Find every line containing the word "TypeScript" and report the count, nothing more.

======

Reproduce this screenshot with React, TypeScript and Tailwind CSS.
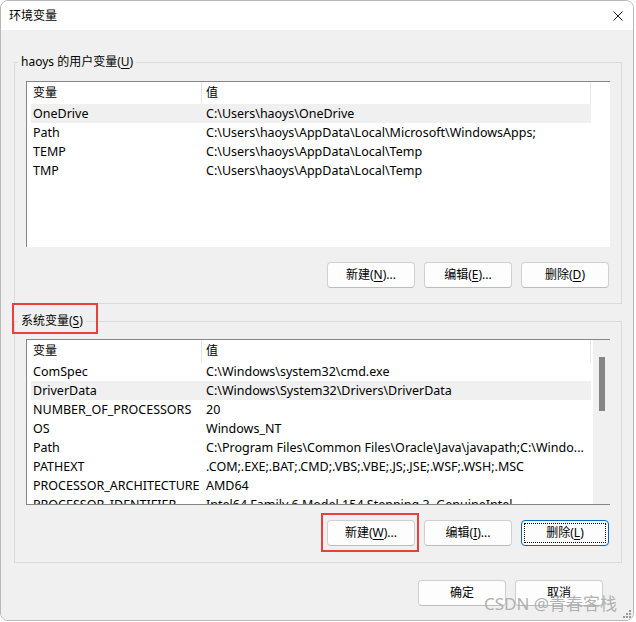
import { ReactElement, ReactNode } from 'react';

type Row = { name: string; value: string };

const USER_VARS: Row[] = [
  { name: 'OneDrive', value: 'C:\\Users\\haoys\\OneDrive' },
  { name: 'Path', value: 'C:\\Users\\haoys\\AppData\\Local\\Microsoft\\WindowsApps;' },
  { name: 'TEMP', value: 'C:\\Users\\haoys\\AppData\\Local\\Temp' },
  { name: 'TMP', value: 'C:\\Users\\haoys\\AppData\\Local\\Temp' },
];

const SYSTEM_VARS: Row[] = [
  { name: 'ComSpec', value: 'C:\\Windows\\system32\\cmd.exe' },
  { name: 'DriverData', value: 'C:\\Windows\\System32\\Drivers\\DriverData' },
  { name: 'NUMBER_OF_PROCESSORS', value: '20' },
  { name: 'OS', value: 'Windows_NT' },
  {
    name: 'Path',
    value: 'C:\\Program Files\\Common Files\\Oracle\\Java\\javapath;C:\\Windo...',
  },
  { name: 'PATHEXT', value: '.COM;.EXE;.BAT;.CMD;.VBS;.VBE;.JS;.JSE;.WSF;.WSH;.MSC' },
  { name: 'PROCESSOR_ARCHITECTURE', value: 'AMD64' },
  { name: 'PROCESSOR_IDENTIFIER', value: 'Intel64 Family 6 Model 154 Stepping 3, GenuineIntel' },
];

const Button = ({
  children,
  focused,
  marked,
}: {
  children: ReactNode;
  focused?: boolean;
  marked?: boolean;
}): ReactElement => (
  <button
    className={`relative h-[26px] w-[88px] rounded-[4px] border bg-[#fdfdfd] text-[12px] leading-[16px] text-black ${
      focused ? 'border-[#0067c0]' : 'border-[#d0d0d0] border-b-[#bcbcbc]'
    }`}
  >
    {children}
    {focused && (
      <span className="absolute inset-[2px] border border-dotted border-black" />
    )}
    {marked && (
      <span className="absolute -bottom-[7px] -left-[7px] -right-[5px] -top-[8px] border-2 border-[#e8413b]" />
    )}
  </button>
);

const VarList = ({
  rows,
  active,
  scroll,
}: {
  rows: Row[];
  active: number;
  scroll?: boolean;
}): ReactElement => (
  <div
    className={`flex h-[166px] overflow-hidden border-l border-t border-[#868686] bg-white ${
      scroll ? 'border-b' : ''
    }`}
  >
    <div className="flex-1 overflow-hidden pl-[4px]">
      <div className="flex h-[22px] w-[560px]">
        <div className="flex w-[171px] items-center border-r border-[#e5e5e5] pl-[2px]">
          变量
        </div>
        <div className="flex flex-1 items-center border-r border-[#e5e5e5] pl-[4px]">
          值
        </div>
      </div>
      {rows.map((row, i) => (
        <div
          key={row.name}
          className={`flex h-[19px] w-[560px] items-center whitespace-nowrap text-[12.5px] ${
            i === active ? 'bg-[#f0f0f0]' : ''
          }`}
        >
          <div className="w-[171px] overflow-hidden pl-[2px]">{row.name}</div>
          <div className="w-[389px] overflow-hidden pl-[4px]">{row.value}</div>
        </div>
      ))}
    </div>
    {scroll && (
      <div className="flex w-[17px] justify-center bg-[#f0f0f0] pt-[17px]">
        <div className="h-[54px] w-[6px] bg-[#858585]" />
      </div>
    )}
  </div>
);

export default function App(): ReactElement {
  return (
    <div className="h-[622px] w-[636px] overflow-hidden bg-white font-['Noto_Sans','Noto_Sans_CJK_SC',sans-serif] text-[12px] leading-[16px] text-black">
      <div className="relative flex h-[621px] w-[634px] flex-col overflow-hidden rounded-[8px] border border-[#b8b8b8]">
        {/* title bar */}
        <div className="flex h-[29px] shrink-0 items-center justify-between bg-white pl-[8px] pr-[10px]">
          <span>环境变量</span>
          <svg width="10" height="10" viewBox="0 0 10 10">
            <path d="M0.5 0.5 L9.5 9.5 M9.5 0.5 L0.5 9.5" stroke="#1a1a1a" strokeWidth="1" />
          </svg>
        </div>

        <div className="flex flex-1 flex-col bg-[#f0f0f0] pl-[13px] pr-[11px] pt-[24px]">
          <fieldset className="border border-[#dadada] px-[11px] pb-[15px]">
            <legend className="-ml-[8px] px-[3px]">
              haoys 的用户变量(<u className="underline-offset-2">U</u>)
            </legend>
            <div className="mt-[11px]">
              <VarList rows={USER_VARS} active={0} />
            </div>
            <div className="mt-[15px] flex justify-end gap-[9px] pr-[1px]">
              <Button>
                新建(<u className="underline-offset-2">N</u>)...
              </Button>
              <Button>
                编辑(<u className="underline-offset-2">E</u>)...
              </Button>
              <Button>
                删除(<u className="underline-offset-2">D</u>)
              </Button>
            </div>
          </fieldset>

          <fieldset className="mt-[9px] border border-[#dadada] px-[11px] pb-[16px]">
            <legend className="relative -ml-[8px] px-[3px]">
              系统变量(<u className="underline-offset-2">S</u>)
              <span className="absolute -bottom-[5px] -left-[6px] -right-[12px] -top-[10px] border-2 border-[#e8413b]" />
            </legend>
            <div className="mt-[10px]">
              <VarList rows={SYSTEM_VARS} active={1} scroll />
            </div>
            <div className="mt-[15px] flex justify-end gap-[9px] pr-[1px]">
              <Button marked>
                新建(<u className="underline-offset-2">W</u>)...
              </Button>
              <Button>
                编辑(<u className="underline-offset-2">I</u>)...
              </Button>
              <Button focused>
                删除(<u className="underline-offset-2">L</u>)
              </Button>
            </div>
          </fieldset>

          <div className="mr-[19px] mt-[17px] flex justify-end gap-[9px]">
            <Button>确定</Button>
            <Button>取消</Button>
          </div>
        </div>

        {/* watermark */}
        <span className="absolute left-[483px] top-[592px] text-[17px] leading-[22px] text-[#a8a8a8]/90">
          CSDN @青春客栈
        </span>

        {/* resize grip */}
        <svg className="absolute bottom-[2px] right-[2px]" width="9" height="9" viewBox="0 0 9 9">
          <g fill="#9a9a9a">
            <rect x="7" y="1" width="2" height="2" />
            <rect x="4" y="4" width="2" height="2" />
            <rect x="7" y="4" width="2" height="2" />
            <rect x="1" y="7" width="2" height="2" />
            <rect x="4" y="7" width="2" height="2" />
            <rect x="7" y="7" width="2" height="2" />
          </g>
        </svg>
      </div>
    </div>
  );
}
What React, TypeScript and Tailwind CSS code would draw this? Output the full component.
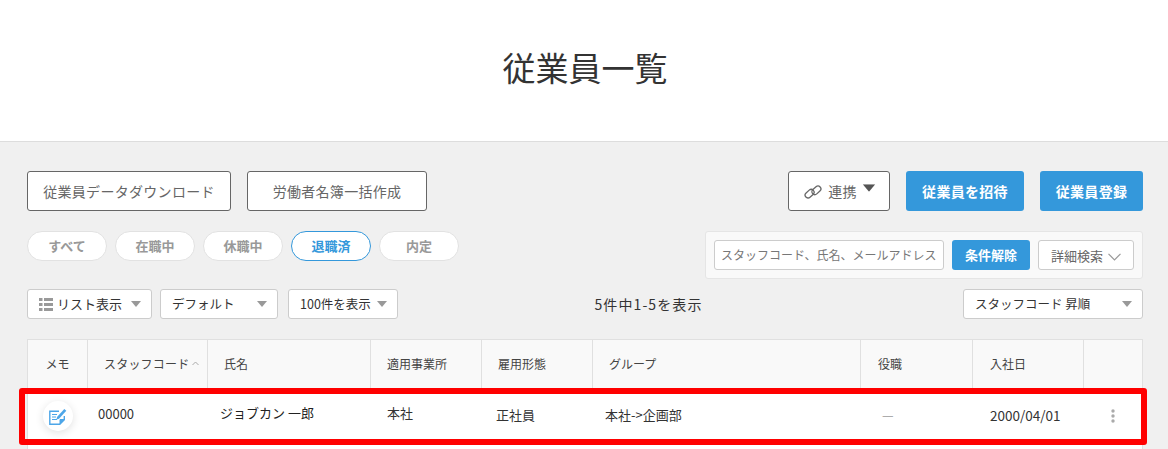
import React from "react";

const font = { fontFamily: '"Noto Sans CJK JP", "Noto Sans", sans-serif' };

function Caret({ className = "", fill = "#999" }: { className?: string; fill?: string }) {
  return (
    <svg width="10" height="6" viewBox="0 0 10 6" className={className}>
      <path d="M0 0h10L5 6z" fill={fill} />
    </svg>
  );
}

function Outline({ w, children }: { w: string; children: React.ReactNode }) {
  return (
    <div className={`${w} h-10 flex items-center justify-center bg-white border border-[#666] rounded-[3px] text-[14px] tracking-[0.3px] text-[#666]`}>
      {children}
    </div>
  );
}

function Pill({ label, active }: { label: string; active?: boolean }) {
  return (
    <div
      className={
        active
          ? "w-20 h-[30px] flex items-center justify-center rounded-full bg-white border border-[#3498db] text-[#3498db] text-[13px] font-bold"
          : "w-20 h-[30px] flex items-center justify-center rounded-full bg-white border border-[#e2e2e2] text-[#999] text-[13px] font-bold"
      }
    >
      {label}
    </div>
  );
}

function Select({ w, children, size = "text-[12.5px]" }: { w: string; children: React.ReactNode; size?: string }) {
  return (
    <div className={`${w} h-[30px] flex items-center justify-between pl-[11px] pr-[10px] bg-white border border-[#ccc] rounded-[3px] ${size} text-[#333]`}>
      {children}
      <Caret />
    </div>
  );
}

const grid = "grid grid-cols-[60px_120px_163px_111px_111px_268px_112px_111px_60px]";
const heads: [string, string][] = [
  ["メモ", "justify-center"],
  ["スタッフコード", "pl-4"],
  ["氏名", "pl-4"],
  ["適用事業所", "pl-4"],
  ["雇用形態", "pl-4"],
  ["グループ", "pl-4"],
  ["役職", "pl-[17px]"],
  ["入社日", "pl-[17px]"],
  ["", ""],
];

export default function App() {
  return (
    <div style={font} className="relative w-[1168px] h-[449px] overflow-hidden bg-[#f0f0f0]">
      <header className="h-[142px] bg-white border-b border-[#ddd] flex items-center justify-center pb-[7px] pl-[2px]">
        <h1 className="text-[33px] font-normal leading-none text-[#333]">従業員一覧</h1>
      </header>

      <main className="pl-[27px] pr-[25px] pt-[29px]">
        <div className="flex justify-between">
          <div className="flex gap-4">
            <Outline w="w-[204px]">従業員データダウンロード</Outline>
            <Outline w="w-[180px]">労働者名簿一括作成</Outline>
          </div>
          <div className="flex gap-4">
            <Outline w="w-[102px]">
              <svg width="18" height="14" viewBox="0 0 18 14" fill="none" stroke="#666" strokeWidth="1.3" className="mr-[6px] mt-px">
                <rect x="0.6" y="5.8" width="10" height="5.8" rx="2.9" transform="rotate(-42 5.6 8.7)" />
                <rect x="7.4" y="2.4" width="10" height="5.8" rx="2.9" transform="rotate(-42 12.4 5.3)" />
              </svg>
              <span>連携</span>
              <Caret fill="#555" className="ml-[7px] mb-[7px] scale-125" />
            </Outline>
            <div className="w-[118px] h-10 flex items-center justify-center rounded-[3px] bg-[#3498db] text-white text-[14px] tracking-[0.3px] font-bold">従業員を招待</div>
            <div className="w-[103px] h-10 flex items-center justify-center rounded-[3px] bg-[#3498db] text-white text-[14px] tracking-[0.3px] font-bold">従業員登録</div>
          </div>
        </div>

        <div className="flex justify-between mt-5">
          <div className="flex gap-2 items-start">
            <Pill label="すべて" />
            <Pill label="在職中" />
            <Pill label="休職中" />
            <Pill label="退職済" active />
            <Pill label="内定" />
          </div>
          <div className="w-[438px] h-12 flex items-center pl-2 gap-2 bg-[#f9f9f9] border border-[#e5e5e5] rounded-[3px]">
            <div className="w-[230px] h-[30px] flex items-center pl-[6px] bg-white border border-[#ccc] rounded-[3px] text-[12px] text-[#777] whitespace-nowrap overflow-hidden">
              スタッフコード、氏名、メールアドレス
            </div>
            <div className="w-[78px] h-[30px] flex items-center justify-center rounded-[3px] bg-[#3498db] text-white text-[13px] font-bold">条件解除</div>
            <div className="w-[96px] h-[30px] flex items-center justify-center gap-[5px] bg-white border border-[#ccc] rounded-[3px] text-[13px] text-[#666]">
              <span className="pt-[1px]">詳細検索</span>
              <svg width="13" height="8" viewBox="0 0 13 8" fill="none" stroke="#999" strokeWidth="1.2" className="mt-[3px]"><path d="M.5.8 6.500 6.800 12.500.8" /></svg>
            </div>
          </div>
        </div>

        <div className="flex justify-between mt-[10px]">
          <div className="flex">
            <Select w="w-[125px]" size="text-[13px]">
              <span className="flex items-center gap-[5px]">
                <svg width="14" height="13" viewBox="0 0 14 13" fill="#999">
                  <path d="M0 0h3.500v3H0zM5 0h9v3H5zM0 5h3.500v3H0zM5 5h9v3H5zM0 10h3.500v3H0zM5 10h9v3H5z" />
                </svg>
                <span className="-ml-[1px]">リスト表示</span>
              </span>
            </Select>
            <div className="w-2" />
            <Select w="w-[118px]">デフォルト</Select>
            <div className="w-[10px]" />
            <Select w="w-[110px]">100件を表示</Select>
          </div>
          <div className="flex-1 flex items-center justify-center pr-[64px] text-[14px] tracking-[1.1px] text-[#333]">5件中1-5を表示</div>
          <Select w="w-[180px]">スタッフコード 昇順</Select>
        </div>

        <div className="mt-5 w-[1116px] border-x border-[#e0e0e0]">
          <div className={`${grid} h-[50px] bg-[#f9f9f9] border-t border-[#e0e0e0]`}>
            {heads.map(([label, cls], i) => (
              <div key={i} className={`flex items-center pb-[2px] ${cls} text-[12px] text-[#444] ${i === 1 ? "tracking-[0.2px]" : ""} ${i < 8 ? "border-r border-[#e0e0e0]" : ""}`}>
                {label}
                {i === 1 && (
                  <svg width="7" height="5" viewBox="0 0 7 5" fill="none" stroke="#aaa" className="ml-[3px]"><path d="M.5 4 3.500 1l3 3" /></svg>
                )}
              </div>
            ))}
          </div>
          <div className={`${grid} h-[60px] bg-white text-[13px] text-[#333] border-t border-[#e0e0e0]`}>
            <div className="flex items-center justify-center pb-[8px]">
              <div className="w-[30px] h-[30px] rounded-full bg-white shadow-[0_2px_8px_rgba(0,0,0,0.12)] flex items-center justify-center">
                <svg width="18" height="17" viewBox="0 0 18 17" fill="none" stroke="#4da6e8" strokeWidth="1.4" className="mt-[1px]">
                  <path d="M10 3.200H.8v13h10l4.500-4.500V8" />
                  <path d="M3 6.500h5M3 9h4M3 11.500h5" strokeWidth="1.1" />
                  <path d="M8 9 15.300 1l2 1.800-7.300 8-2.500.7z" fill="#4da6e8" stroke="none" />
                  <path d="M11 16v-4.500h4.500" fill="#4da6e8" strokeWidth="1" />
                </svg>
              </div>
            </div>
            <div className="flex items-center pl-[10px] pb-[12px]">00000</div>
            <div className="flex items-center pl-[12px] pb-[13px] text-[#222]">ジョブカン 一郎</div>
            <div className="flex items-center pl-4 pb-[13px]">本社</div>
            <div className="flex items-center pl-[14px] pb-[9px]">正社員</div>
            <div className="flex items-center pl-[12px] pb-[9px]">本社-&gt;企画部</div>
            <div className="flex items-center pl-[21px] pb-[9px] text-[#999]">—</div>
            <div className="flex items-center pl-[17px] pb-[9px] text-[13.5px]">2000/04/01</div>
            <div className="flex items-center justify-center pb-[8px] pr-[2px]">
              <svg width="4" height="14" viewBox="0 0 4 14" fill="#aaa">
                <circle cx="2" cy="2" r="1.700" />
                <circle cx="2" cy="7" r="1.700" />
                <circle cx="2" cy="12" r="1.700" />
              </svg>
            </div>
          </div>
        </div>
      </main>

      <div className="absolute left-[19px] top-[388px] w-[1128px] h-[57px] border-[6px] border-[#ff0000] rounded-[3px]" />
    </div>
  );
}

======

__RIGHT ANSWER__: 2